[Saved entries]
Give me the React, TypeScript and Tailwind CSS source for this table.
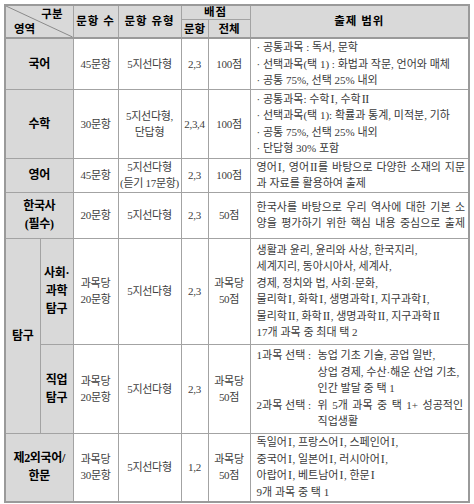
import React from 'react';

const font = "font-['Liberation_Serif','Noto_Sans_CJK_KR',serif]";

const th = 'border border-[#a3a3a3] bg-[#d9d9d9] font-bold text-black text-center align-middle p-0 text-[11.5px]';
const area = 'border border-[#a3a3a3] bg-[#d9d9d9] font-bold text-black text-center align-middle p-0 text-[12px] leading-[18px] tracking-[-0.3px]';
const td = 'border border-[#a3a3a3] text-center align-middle p-0 text-[#404040] text-[11px] leading-[16px] tracking-[-0.3px] whitespace-nowrap';
const range = 'border border-[#a3a3a3] align-middle py-0 pl-[6px] pr-[3px] text-[#3a3a3a] text-[11px] leading-[16.5px] tracking-[0px] text-left whitespace-nowrap';

const J = ({ children }: { children: React.ReactNode }) => (
  <div className="text-justify [text-align-last:justify] whitespace-normal">{children}</div>
);

// roman numerals drawn with the serif latin letter, as in the source table
const R = ({ n }: { n: 1 | 2 }) => (
  <span className="font-['Liberation_Serif',serif] text-[12px] mx-[1px] tracking-[-0.5px]">{n === 1 ? 'I' : 'II'}</span>
);

export default function App() {
  return (
    <div className={`bg-white w-[474px] h-[504px] pt-[4px] pl-[4px] ${font}`}>
      <table className="table-fixed border-collapse border-2 border-[#9a9a9a] w-[464px]">
        <colgroup>
          <col className="w-[35px]" />
          <col className="w-[33px]" />
          <col className="w-[45px]" />
          <col className="w-[63px]" />
          <col className="w-[27px]" />
          <col className="w-[42px]" />
          <col className="w-[219px]" />
        </colgroup>
        <thead>
          <tr className="h-[13px]">
            <th colSpan={2} rowSpan={2} className={`${th} relative`}>
              <svg className="absolute inset-0 w-full h-full" preserveAspectRatio="none" viewBox="0 0 100 100">
                <line x1="0" y1="0" x2="100" y2="100" stroke="#8a8a8a" strokeWidth="1" vectorEffect="non-scaling-stroke" />
              </svg>
              <div className="relative flex flex-col leading-[14px] h-[31px]">
                <span className="self-end pr-[10px] pt-[1px]">구분</span>
                <span className="self-start pl-[8px] mt-auto pb-[1px]">영역</span>
              </div>
            </th>
            <th rowSpan={2} className={`${th} tracking-[1px]`}>문항 수</th>
            <th rowSpan={2} className={`${th} tracking-[1px]`}>문항 유형</th>
            <th colSpan={2} className={`${th} leading-[13px] tracking-[1px]`}>배점</th>
            <th rowSpan={2} className={`${th} tracking-[1px]`}>출제 범위</th>
          </tr>
          <tr className="h-[18px] border-b-2 border-[#9a9a9a]">
            <th className={`${th} leading-[14px]`}>문항</th>
            <th className={`${th} leading-[14px]`}>전체</th>
          </tr>
        </thead>
        <tbody>
          <tr className="h-[51px]">
            <td colSpan={2} className={area}>국어</td>
            <td className={td}>45문항</td>
            <td className={td}>5지선다형</td>
            <td className={td}>2,3</td>
            <td className={td}>100점</td>
            <td className={range}>
              <div>· 공통과목 : 독서, 문학</div>
              <div>· 선택과목(택 1) : 화법과 작문, 언어와 매체</div>
              <div>· 공통 75%, 선택 25% 내외</div>
            </td>
          </tr>
          <tr className="h-[69px]">
            <td colSpan={2} className={area}>수학</td>
            <td className={td}>30문항</td>
            <td className={td}>5지선다형,<br />단답형</td>
            <td className={td}>2,3,4</td>
            <td className={td}>100점</td>
            <td className={range}>
              <div>· 공통과목: 수학<R n={1} />, 수학<R n={2} /></div>
              <div>· 선택과목(택 1): 확률과 통계, 미적분, 기하</div>
              <div>· 공통 75%, 선택 25% 내외</div>
              <div>· 단답형 30% 포함</div>
            </td>
          </tr>
          <tr className="h-[30px]">
            <td colSpan={2} className={area}>영어</td>
            <td className={td}>45문항</td>
            <td className={`${td} leading-[14px]`}>5지선다형<br />(듣기 17문항)</td>
            <td className={td}>2,3</td>
            <td className={td}>100점</td>
            <td className={`${range} leading-[15px]`}>
              <J>영어<R n={1} />, 영어<R n={2} />를 바탕으로 다양한 소재의 지문</J>
              <div>과 자료를 활용하여 출제</div>
            </td>
          </tr>
          <tr className="h-[46px]">
            <td colSpan={2} className={area}>한국사<br />(필수)</td>
            <td className={td}>20문항</td>
            <td className={td}>5지선다형</td>
            <td className={td}>2,3</td>
            <td className={td}>50점</td>
            <td className={range}>
              <J>한국사를 바탕으로 우리 역사에 대한 기본 소</J>
              <J>양을 평가하기 위한 핵심 내용 중심으로 출제</J>
            </td>
          </tr>
          <tr className="h-[106px]">
            <td rowSpan={2} className={area}>탐구</td>
            <td className={area}>사회·<br />과학<br />탐구</td>
            <td className={td}>과목당<br />20문항</td>
            <td className={td}>5지선다형</td>
            <td className={td}>2,3</td>
            <td className={td}>과목당<br />50점</td>
            <td className={range}>
              <div>생활과 윤리, 윤리와 사상, 한국지리,</div>
              <div>세계지리, 동아시아사, 세계사,</div>
              <div>경제, 정치와 법, 사회·문화,</div>
              <div>물리학<R n={1} />, 화학<R n={1} />, 생명과학<R n={1} />, 지구과학<R n={1} />,</div>
              <div>물리학<R n={2} />, 화학<R n={2} />, 생명과학<R n={2} />, 지구과학<R n={2} /></div>
              <div>17개 과목 중 최대 택 2</div>
            </td>
          </tr>
          <tr className="h-[89px]">
            <td className={area}>직업<br />탐구</td>
            <td className={td}>과목당<br />20문항</td>
            <td className={td}>5지선다형</td>
            <td className={td}>2,3</td>
            <td className={td}>과목당<br />50점</td>
            <td className={`${range} pr-[1px]`}>
              <div className="flex">
                <span className="shrink-0 w-[61px]">1과목 선택 :</span>
                <div className="flex flex-col">
                  <span>농업 기초 기술, 공업 일반,</span>
                  <span>상업 경제, 수산·해운 산업 기초,</span>
                  <span>인간 발달 중 택 1</span>
                </div>
              </div>
              <div className="flex">
                <span className="shrink-0 w-[61px]">2과목 선택 :</span>
                <div className="flex flex-col grow pr-[2px]">
                  <J>위 5개 과목 중 택 1+ 성공적인</J>
                  <span>직업생활</span>
                </div>
              </div>
            </td>
          </tr>
          <tr className="h-[69px]">
            <td colSpan={2} className={area}>제2외국어/<br />한문</td>
            <td className={td}>과목당<br />30문항</td>
            <td className={td}>5지선다형</td>
            <td className={td}>1,2</td>
            <td className={td}>과목당<br />50점</td>
            <td className={range}>
              <div>독일어<R n={1} />, 프랑스어<R n={1} />, 스페인어<R n={1} />,</div>
              <div>중국어<R n={1} />, 일본어<R n={1} />, 러시아어<R n={1} />,</div>
              <div>아랍어<R n={1} />, 베트남어<R n={1} />, 한문<R n={1} /></div>
              <div>9개 과목 중 택 1</div>
            </td>
          </tr>
        </tbody>
      </table>
    </div>
  );
}
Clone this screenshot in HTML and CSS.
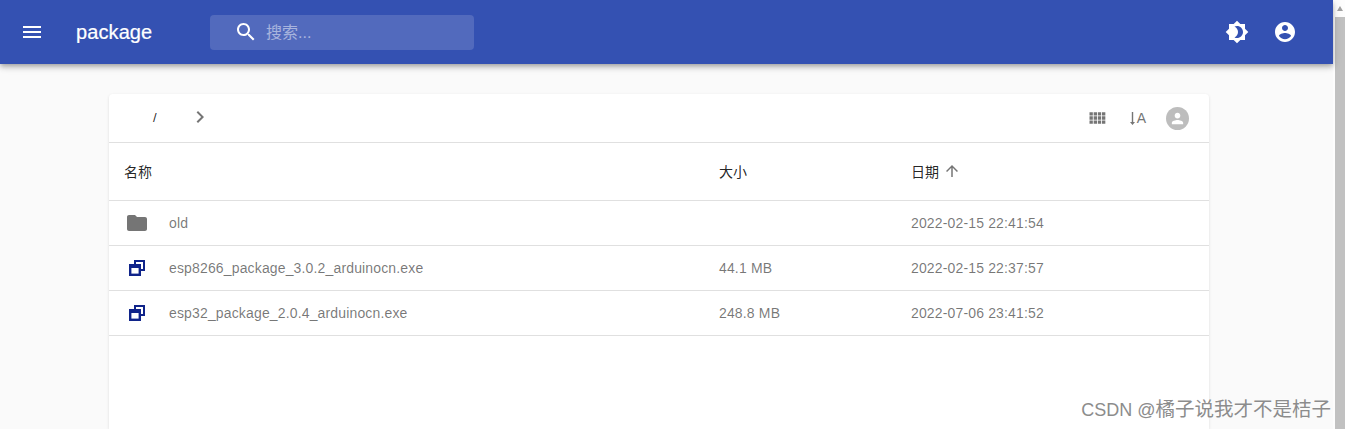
FILE: index.html
```html
<!DOCTYPE html>
<html lang="zh">
<head>
<meta charset="UTF-8">
<meta name="viewport" content="width=device-width, initial-scale=1.0">
<title>package</title>
<link rel="stylesheet" href="styles.css">
</head>
<body>
<div class="window">
    <div class="page">
        <header class="app-bar">
            <svg class="icon menu-icon" viewBox="0 0 24 24"><path d="M3 18h18v-2H3v2zm0-5h18v-2H3v2zm0-7v2h18V6H3z"/></svg>
            <div class="app-title">package</div>
            <div class="search">
                <svg class="icon" viewBox="0 0 24 24"><path d="M15.5 14h-.79l-.28-.27C15.41 12.59 16 11.11 16 9.5 16 5.91 13.09 3 9.5 3S3 5.91 3 9.5 5.91 16 9.5 16c1.61 0 3.09-.59 4.23-1.57l.27.28v.79l5 4.99L20.49 19l-4.99-5zm-6 0C7.01 14 5 11.99 5 9.5S7.01 5 9.5 5 14 7.01 14 9.5 11.99 14 9.5 14z"/></svg>
                <span class="search-text">搜索...</span>
            </div>
            <div class="bar-actions">
                <svg class="icon" viewBox="0 0 24 24"><path d="M20 8.69V4h-4.69L12 .69 8.69 4H4v4.69L.69 12 4 15.31V20h4.69L12 23.31 15.31 20H20v-4.69L23.31 12 20 8.69zM12 18c-.89 0-1.74-.2-2.5-.55C11.56 16.5 13 14.42 13 12s-1.44-4.5-3.5-5.45C10.26 6.2 11.11 6 12 6c3.31 0 6 2.69 6 6s-2.69 6-6 6z"/></svg>
                <svg class="icon" viewBox="0 0 24 24"><path d="M12 2C6.48 2 2 6.48 2 12s4.48 10 10 10 10-4.48 10-10S17.52 2 12 2zm0 3c1.66 0 3 1.34 3 3s-1.34 3-3 3-3-1.34-3-3 1.34-3 3-3zm0 14.2c-2.5 0-4.71-1.28-6-3.22.03-1.99 4-3.08 6-3.08 1.99 0 5.97 1.09 6 3.08-1.29 1.94-3.5 3.22-6 3.22z"/></svg>
            </div>
        </header>

        <main class="content">
            <section class="card">
                <div class="toolbar">
                    <div class="crumbs">
                        <span class="crumb-root">/</span>
                        <svg class="icon grey" viewBox="0 0 24 24"><path d="M10 6L8.59 7.41 13.17 12l-4.58 4.59L10 18l6-6z"/></svg>
                    </div>
                    <div class="tools">
                        <svg class="icon-small grey" viewBox="0 0 24 24"><path d="M3 9h4V5H3v4zm0 5h4v-4H3v4zm5 0h4v-4H8v4zm5 0h4v-4h-4v4zM8 9h4V5H8v4zm5-4v4h4V5h-4zm5 9h4v-4h-4v4zM3 19h4v-4H3v4zm5 0h4v-4H8v4zm5 0h4v-4h-4v4zm5 0h4v-4h-4v4zm0-14v4h4V5h-4z"/></svg>
                        <div class="sort-alpha">
                            <svg class="sort-arrow grey" viewBox="0 0 5 13"><path d="M1.8 0h1.4v10H5l-2.5 3L0 10h1.8z"/></svg>
                            <span>A</span>
                        </div>
                        <div class="avatar">
                            <svg viewBox="0 0 24 24"><path d="M12 12c2.21 0 4-1.79 4-4s-1.79-4-4-4-4 1.79-4 4 1.79 4 4 4zm0 2c-2.67 0-8 1.34-8 4v2h16v-2c0-2.66-5.33-4-8-4z"/></svg>
                        </div>
                    </div>
                </div>

                <div class="row head">
                    <div class="head-name">名称</div>
                    <div>大小</div>
                    <div class="head-date">日期
                        <svg class="sort-up grey" viewBox="0 0 24 24"><path d="M4 12l1.41 1.41L11 7.83V20h2V7.83l5.58 5.59L20 12l-8-8-8 8z"/></svg>
                    </div>
                </div>

                <div class="row file">
                    <svg class="icon folder" viewBox="0 0 24 24"><path d="M10 4H4c-1.1 0-1.99.9-1.99 2L2 18c0 1.1.9 2 2 2h16c1.1 0 2-.9 2-2V8c0-1.1-.9-2-2-2h-8l-2-2z"/></svg>
                    <div class="name">old</div>
                    <div></div>
                    <div>2022-02-15 22:41:54</div>
                </div>
                <div class="row file">
                    <svg class="exe-icon" viewBox="0 0 16 16"><path class="exe-back" d="M6 4V1h9v9h-3"/><rect class="exe-front" x="1.2" y="5.2" width="9.6" height="9.6"/><rect class="exe-title" x="1" y="5" width="10" height="3"/></svg>
                    <div class="name">esp8266_package_3.0.2_arduinocn.exe</div>
                    <div>44.1 MB</div>
                    <div>2022-02-15 22:37:57</div>
                </div>
                <div class="row file">
                    <svg class="exe-icon" viewBox="0 0 16 16"><path class="exe-back" d="M6 4V1h9v9h-3"/><rect class="exe-front" x="1.2" y="5.2" width="9.6" height="9.6"/><rect class="exe-title" x="1" y="5" width="10" height="3"/></svg>
                    <div class="name">esp32_package_2.0.4_arduinocn.exe</div>
                    <div>248.8 MB</div>
                    <div>2022-07-06 23:41:52</div>
                </div>
            </section>
        </main>
    </div>

    <div class="scrollbar">
        <div class="scroll-up"></div>
        <div class="scroll-thumb"></div>
    </div>

    <div class="watermark"><span class="watermark-name">CSDN @</span>橘子说我才不是桔子</div>
</div>
</body>
</html>
```

FILE: styles.css
```css
body, html {
    height: 100%;
    margin: 0;
    overflow: hidden;
    font-family: "Liberation Sans", "Noto Sans CJK SC", sans-serif;
}
.window {
    display: flex;
    height: 429px;
    overflow: hidden;
}
.page {
    flex: 1;
    min-width: 0;
    display: flex;
    flex-direction: column;
    background-color: #fafafa;
}
.icon {
    width: 24px;
    height: 24px;
    fill: currentColor;
    flex: none;
}
.icon-small {
    width: 20px;
    height: 20px;
    flex: none;
}
.grey {
    fill: #757575;
}

/* top bar */
.app-bar {
    height: 64px;
    flex: none;
    display: flex;
    align-items: center;
    padding: 0 36px 0 20px;
    background-color: #3451b2;
    color: white;
    box-shadow: 0 2px 4px -1px rgba(0,0,0,.2), 0 4px 5px 0 rgba(0,0,0,.14), 0 1px 10px 0 rgba(0,0,0,.12);
    position: relative;
}
.app-title {
    margin-left: 32px;
    width: 134px;
    font-size: 20px;
    letter-spacing: .1px;
    -webkit-text-stroke: .2px white;
}
.search {
    width: 264px;
    height: 35px;
    display: flex;
    align-items: center;
    padding-left: 24px;
    box-sizing: border-box;
    border-radius: 4px;
    background-color: rgba(255,255,255,.15);
}
.search-text {
    margin-left: 8px;
    margin-top: -2px;
    font-size: 16px;
    color: rgba(255,255,255,.5);
}
.bar-actions {
    margin-left: auto;
    display: flex;
    gap: 24px;
}

/* file list */
.content {
    flex: 1;
    min-height: 0;
    padding: 30px 124px 0 109px;
}
.card {
    height: 100%;
    background-color: white;
    border-radius: 4px 4px 0 0;
    box-shadow: 0 1px 3px rgba(0,0,0,.12);
}
.toolbar {
    height: 48px;
    display: flex;
    align-items: center;
    justify-content: space-between;
    padding: 0 20px 0 44px;
    border-bottom: 1px solid #e0e0e0;
}
.crumbs {
    display: flex;
    align-items: center;
    gap: 31px;
    margin-top: -2px;
}
.crumb-root {
    font-size: 13px;
    color: rgba(0,0,0,.87);
}
.tools {
    display: flex;
    align-items: center;
}
.sort-alpha {
    display: flex;
    align-items: center;
    gap: 2px;
    margin-left: 23px;
    margin-right: 20px;
    font-size: 14px;
    color: #757575;
}
.sort-arrow {
    width: 5px;
    height: 13px;
}
.avatar {
    width: 23px;
    height: 23px;
    border-radius: 50%;
    background-color: #bdbdbd;
    display: flex;
    align-items: center;
    justify-content: center;
}
.avatar svg {
    width: 17px;
    height: 17px;
    fill: white;
}
.row {
    display: grid;
    grid-template-columns: 60px 550px 192px 1fr;
    align-items: center;
    border-bottom: 1px solid #e0e0e0;
}
.head {
    height: 55px;
    padding-bottom: 2px;
    grid-template-columns: 610px 192px 1fr;
    font-size: 14px;
    color: rgba(0,0,0,.87);
}
.head-name {
    padding-left: 15px;
}
.head-date {
    display: flex;
    align-items: center;
    gap: 4px;
}
.sort-up {
    width: 18px;
    height: 18px;
}
.file {
    height: 44px;
    font-size: 14px;
    letter-spacing: .15px;
    color: rgba(0,0,0,.54);
}
.folder {
    margin-left: 16px;
    fill: #757575;
}
.exe-icon {
    width: 16px;
    height: 16px;
    margin-left: 20px;
}
.exe-back,
.exe-front {
    fill: none;
    stroke: #10248a;
    stroke-width: 2;
}
.exe-front {
    stroke-width: 2.4;
}
.exe-title {
    fill: #10248a;
}

/* browser scrollbar */
.scrollbar {
    width: 12px;
    flex: none;
    display: flex;
    flex-direction: column;
    align-items: flex-end;
    background-color: #fdfdfd;
}
.scroll-up {
    width: 0;
    height: 0;
    margin: 6px 2px 6px 0;
    border-left: 3.5px solid transparent;
    border-right: 3.5px solid transparent;
    border-bottom: 5px solid #a3a3a3;
}
.scroll-thumb {
    width: 10px;
    flex: 1;
    background-color: #c1c1c1;
}

.watermark {
    position: absolute;
    right: 14px;
    top: 396px;
    font-size: 19.5px;
    line-height: 26px;
    color: #8c8c8c;
    text-shadow: 0 0 2px white;
}
.watermark-name {
    font-size: 18px;
}
```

[DIRECTION]
Determine the number of lines in the listing that contain the string "React". Write that number and nothing else.

[TASK SOLUTION]
3